** DATASET ENTRIES **
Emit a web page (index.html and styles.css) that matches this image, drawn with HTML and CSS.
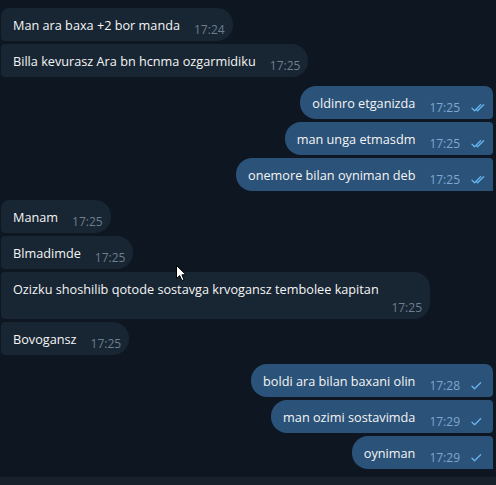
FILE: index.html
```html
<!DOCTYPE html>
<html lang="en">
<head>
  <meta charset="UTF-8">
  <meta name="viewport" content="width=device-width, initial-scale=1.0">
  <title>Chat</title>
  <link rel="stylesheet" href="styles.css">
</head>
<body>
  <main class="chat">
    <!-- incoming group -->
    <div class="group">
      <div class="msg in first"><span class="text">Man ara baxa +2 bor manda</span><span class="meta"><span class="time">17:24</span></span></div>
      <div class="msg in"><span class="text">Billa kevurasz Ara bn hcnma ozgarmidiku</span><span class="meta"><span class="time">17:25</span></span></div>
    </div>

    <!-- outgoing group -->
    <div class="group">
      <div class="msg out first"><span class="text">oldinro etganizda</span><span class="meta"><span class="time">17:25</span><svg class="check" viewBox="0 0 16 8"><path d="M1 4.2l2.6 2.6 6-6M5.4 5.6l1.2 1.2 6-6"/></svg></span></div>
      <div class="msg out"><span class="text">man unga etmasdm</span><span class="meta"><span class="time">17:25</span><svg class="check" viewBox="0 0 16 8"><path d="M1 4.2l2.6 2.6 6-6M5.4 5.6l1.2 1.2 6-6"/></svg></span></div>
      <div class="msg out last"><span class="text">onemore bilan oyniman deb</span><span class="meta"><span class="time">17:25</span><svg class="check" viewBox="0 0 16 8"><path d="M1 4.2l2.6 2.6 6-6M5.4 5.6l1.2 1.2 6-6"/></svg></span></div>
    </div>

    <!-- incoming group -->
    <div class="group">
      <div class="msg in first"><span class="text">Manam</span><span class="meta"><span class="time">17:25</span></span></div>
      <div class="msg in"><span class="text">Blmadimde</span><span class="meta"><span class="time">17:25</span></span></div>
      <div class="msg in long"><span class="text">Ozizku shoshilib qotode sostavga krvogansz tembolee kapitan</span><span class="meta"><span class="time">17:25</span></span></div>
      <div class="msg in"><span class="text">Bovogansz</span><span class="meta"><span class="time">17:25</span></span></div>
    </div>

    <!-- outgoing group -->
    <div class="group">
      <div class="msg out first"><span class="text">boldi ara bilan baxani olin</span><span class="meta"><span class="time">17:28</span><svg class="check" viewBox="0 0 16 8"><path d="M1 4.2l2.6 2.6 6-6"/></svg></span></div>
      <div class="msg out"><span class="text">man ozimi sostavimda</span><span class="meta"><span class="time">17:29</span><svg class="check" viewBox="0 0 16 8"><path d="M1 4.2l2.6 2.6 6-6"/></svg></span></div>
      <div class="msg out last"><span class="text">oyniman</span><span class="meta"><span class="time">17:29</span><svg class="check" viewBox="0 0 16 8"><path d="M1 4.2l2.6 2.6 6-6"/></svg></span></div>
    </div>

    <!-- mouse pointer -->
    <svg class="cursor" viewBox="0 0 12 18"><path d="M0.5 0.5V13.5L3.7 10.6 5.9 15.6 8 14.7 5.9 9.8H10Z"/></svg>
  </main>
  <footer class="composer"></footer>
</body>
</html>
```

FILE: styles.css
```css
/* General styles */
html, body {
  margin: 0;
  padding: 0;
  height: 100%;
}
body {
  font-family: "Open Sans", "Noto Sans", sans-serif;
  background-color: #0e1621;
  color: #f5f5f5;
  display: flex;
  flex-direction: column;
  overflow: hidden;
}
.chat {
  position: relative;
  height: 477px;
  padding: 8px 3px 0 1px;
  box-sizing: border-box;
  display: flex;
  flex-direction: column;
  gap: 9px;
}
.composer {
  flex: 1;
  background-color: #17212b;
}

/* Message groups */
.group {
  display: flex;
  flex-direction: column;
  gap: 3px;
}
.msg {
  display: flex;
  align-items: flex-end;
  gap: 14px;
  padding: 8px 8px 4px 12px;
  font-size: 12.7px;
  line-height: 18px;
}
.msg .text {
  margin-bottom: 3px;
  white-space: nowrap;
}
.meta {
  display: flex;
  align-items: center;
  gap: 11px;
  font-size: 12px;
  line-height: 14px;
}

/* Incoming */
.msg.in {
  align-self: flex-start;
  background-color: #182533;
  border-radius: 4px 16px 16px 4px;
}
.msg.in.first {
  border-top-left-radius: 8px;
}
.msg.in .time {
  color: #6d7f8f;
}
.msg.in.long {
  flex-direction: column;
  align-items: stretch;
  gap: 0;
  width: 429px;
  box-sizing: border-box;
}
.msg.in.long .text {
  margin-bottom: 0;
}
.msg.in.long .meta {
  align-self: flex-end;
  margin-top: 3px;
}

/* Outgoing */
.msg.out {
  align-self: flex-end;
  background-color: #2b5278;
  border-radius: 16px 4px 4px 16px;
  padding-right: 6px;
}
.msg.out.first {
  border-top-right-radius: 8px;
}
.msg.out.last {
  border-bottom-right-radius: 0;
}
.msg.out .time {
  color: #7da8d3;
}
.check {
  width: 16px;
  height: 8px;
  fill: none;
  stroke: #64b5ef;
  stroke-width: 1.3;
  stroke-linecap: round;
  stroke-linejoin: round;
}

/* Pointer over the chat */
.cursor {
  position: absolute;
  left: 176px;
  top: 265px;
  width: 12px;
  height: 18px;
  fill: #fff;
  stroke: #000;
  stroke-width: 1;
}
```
...
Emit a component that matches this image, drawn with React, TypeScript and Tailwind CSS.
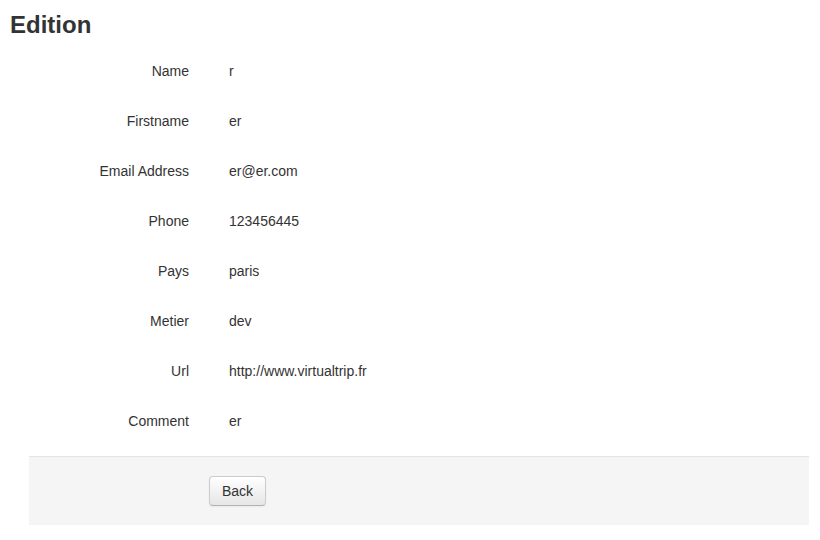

** WORK TO COMPLETE **
Search the data for the string "matches" and copy each line where it appears.

** SOLUTION FOR THIS PROBLEM **
Emit a web page (index.html and styles.css) that matches this image, drawn with HTML and CSS.
Emit a component that matches this image, drawn with React, TypeScript and Tailwind CSS.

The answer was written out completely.